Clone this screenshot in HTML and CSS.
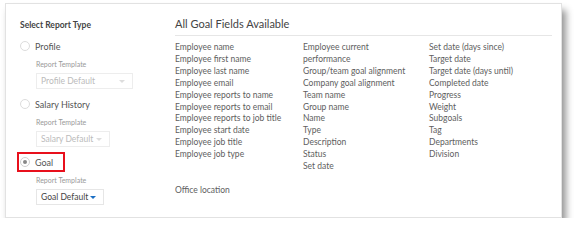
FILE: index.html
```html
<!DOCTYPE html>
<html lang="en">
<head>
    <meta charset="UTF-8">
    <meta name="viewport" content="width=device-width, initial-scale=1.0">
    <title>Export Report - Goal</title>
    <link rel="stylesheet" href="styles.css">
</head>
<body>
    <div class="card">
        <div class="report-types">
            <h4 class="pane-title">Select Report Type</h4>

            <div class="option">
                <div class="radio-row">
                    <span class="radio"></span>
                    <span class="radio-label">Profile</span>
                </div>
                <div class="template-label">Report Template</div>
                <div class="select disabled" style="width: 97px;">
                    <span>Profile Default</span>
                    <span class="caret"></span>
                </div>
            </div>

            <div class="option">
                <div class="radio-row">
                    <span class="radio"></span>
                    <span class="radio-label">Salary History</span>
                </div>
                <div class="template-label">Report Template</div>
                <div class="select disabled" style="width: 74px;">
                    <span>Salary Default</span>
                    <span class="caret"></span>
                </div>
            </div>

            <div class="option">
                <div class="radio-row selected">
                    <span class="radio checked"></span>
                    <span class="radio-label">Goal</span>
                    <span class="highlight"></span>
                </div>
                <div class="template-label">Report Template</div>
                <div class="select" style="width: 68px;">
                    <span>Goal Default</span>
                    <span class="caret"></span>
                </div>
            </div>
        </div>

        <div class="fields">
            <h3 class="fields-title">All Goal Fields Available</h3>
            <div class="field-columns">
                <ul class="col col1">
                    <li>Employee name</li>
                    <li>Employee first name</li>
                    <li>Employee last name</li>
                    <li>Employee email</li>
                    <li>Employee reports to name</li>
                    <li>Employee reports to email</li>
                    <li>Employee reports to job title</li>
                    <li>Employee start date</li>
                    <li>Employee job title</li>
                    <li>Employee job type</li>
                </ul>
                <ul class="col col2">
                    <li>Employee current performance</li>
                    <li>Group/team goal alignment</li>
                    <li>Company goal alignment</li>
                    <li>Team name</li>
                    <li>Group name</li>
                    <li>Name</li>
                    <li>Type</li>
                    <li>Description</li>
                    <li>Status</li>
                    <li>Set date</li>
                </ul>
                <ul class="col col3">
                    <li>Set date (days since)</li>
                    <li>Target date</li>
                    <li>Target date (days until)</li>
                    <li>Completed date</li>
                    <li>Progress</li>
                    <li>Weight</li>
                    <li>Subgoals</li>
                    <li>Tag</li>
                    <li>Departments</li>
                    <li>Division</li>
                </ul>
            </div>
            <ul class="col extra">
                <li>Office location</li>
            </ul>
        </div>
    </div>
</body>
</html>
```

FILE: styles.css
```css
body {
    margin: 0;
    background-color: #fff;
    font-family: Lato, "Open Sans", sans-serif;
    color: #555;
}

.card {
    display: flex;
    box-sizing: border-box;
    width: 557px;
    height: 215px;
    margin: 3px 0 0 5px;
    background-color: #fff;
    border: 1px solid #e2e2e2;
    box-shadow: 4px 7px 7px rgba(0, 0, 0, 0.42);
}

/* left pane */
.report-types {
    width: 155px;
    padding: 15px 0 0 14px;
    box-sizing: border-box;
}

.pane-title {
    margin: 0 0 9px 0;
    font-size: 8.5px;
    line-height: 12px;
    font-weight: bold;
    color: #444;
}

.option {
    margin-bottom: 9px;
}

.radio-row {
    position: relative;
    display: flex;
    align-items: center;
    height: 12px;
}

.radio {
    box-sizing: border-box;
    width: 10px;
    height: 10px;
    border: 1px solid #dcdcdc;
    border-radius: 50%;
    margin-right: 5px;
    display: flex;
    align-items: center;
    justify-content: center;
}

.radio.checked {
    border-color: #d0d0d0;
}

.radio.checked::after {
    content: "";
    width: 4px;
    height: 4px;
    border-radius: 50%;
    background-color: #888;
}

.radio-label {
    font-size: 9px;
    color: #555;
}

/* red annotation box round the chosen option */
.highlight {
    position: absolute;
    left: -3px;
    top: -4px;
    width: 48px;
    height: 20px;
    box-sizing: border-box;
    border: 2px solid #e8101c;
}

.template-label {
    margin: 6px 0 3px 16px;
    font-size: 7px;
    line-height: 12px;
    color: #999;
}

.select {
    box-sizing: border-box;
    height: 16px;
    margin-left: 16px;
    padding: 0 7px 0 4px;
    border: 1px solid #e6e6e6;
    display: flex;
    align-items: center;
    justify-content: space-between;
    font-size: 8.5px;
    color: #444;
}

.select.disabled {
    color: #bbb;
    border-color: #ededed;
}

.caret {
    width: 0;
    height: 0;
    border-left: 3.5px solid transparent;
    border-right: 3.5px solid transparent;
    border-top: 3.5px solid #1b6fc4;
}

.select.disabled .caret {
    border-top-color: #ddd;
}

/* right pane */
.fields {
    flex: 1;
    padding: 13px 9px 0 14px;
}

.fields-title {
    margin: 0;
    padding-bottom: 4px;
    font-size: 11px;
    line-height: 14px;
    font-weight: normal;
    color: #444;
    border-bottom: 1px solid #e6e6e6;
}

.field-columns {
    display: flex;
    margin-top: 6px;
}

.col {
    list-style: none;
    margin: 0;
    padding: 0;
    font-size: 8.5px;
    line-height: 11.9px;
    color: #5e5e5e;
}

.col1 {
    width: 128px;
}

.col2 {
    width: 111px;
    margin-right: 15px;
}

.extra {
    margin-top: 11.9px;
}
```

══════════

Quote the data exactly, leaving every image out of the copy.

Clone this screenshot in HTML and CSS.
FILE: index.html
```html
<!DOCTYPE html>
<html lang="en">
<head>
    <meta charset="UTF-8">
    <meta name="viewport" content="width=device-width, initial-scale=1.0">
    <title>Export Report - Goal</title>
    <link rel="stylesheet" href="styles.css">
</head>
<body>
    <div class="card">
        <div class="report-types">
            <h4 class="pane-title">Select Report Type</h4>

            <div class="option">
                <div class="radio-row">
                    <span class="radio"></span>
                    <span class="radio-label">Profile</span>
                </div>
                <div class="template-label">Report Template</div>
                <div class="select disabled" style="width: 97px;">
                    <span>Profile Default</span>
                    <span class="caret"></span>
                </div>
            </div>

            <div class="option">
                <div class="radio-row">
                    <span class="radio"></span>
                    <span class="radio-label">Salary History</span>
                </div>
                <div class="template-label">Report Template</div>
                <div class="select disabled" style="width: 74px;">
                    <span>Salary Default</span>
                    <span class="caret"></span>
                </div>
            </div>

            <div class="option">
                <div class="radio-row selected">
                    <span class="radio checked"></span>
                    <span class="radio-label">Goal</span>
                    <span class="highlight"></span>
                </div>
                <div class="template-label">Report Template</div>
                <div class="select" style="width: 68px;">
                    <span>Goal Default</span>
                    <span class="caret"></span>
                </div>
            </div>
        </div>

        <div class="fields">
            <h3 class="fields-title">All Goal Fields Available</h3>
            <div class="field-columns">
                <ul class="col col1">
                    <li>Employee name</li>
                    <li>Employee first name</li>
                    <li>Employee last name</li>
                    <li>Employee email</li>
                    <li>Employee reports to name</li>
                    <li>Employee reports to email</li>
                    <li>Employee reports to job title</li>
                    <li>Employee start date</li>
                    <li>Employee job title</li>
                    <li>Employee job type</li>
                </ul>
                <ul class="col col2">
                    <li>Employee current performance</li>
                    <li>Group/team goal alignment</li>
                    <li>Company goal alignment</li>
                    <li>Team name</li>
                    <li>Group name</li>
                    <li>Name</li>
                    <li>Type</li>
                    <li>Description</li>
                    <li>Status</li>
                    <li>Set date</li>
                </ul>
                <ul class="col col3">
                    <li>Set date (days since)</li>
                    <li>Target date</li>
                    <li>Target date (days until)</li>
                    <li>Completed date</li>
                    <li>Progress</li>
                    <li>Weight</li>
                    <li>Subgoals</li>
                    <li>Tag</li>
                    <li>Departments</li>
                    <li>Division</li>
                </ul>
            </div>
            <ul class="col extra">
                <li>Office location</li>
            </ul>
        </div>
    </div>
</body>
</html>
```

FILE: styles.css
```css
body {
    margin: 0;
    background-color: #fff;
    font-family: Lato, "Open Sans", sans-serif;
    color: #555;
}

.card {
    display: flex;
    box-sizing: border-box;
    width: 557px;
    height: 215px;
    margin: 3px 0 0 5px;
    background-color: #fff;
    border: 1px solid #e2e2e2;
    box-shadow: 4px 7px 7px rgba(0, 0, 0, 0.42);
}

/* left pane */
.report-types {
    width: 155px;
    padding: 15px 0 0 14px;
    box-sizing: border-box;
}

.pane-title {
    margin: 0 0 9px 0;
    font-size: 8.5px;
    line-height: 12px;
    font-weight: bold;
    color: #444;
}

.option {
    margin-bottom: 9px;
}

.radio-row {
    position: relative;
    display: flex;
    align-items: center;
    height: 12px;
}

.radio {
    box-sizing: border-box;
    width: 10px;
    height: 10px;
    border: 1px solid #dcdcdc;
    border-radius: 50%;
    margin-right: 5px;
    display: flex;
    align-items: center;
    justify-content: center;
}

.radio.checked {
    border-color: #d0d0d0;
}

.radio.checked::after {
    content: "";
    width: 4px;
    height: 4px;
    border-radius: 50%;
    background-color: #888;
}

.radio-label {
    font-size: 9px;
    color: #555;
}

/* red annotation box round the chosen option */
.highlight {
    position: absolute;
    left: -3px;
    top: -4px;
    width: 48px;
    height: 20px;
    box-sizing: border-box;
    border: 2px solid #e8101c;
}

.template-label {
    margin: 6px 0 3px 16px;
    font-size: 7px;
    line-height: 12px;
    color: #999;
}

.select {
    box-sizing: border-box;
    height: 16px;
    margin-left: 16px;
    padding: 0 7px 0 4px;
    border: 1px solid #e6e6e6;
    display: flex;
    align-items: center;
    justify-content: space-between;
    font-size: 8.5px;
    color: #444;
}

.select.disabled {
    color: #bbb;
    border-color: #ededed;
}

.caret {
    width: 0;
    height: 0;
    border-left: 3.5px solid transparent;
    border-right: 3.5px solid transparent;
    border-top: 3.5px solid #1b6fc4;
}

.select.disabled .caret {
    border-top-color: #ddd;
}

/* right pane */
.fields {
    flex: 1;
    padding: 13px 9px 0 14px;
}

.fields-title {
    margin: 0;
    padding-bottom: 4px;
    font-size: 11px;
    line-height: 14px;
    font-weight: normal;
    color: #444;
    border-bottom: 1px solid #e6e6e6;
}

.field-columns {
    display: flex;
    margin-top: 6px;
}

.col {
    list-style: none;
    margin: 0;
    padding: 0;
    font-size: 8.5px;
    line-height: 11.9px;
    color: #5e5e5e;
}

.col1 {
    width: 128px;
}

.col2 {
    width: 111px;
    margin-right: 15px;
}

.extra {
    margin-top: 11.9px;
}
```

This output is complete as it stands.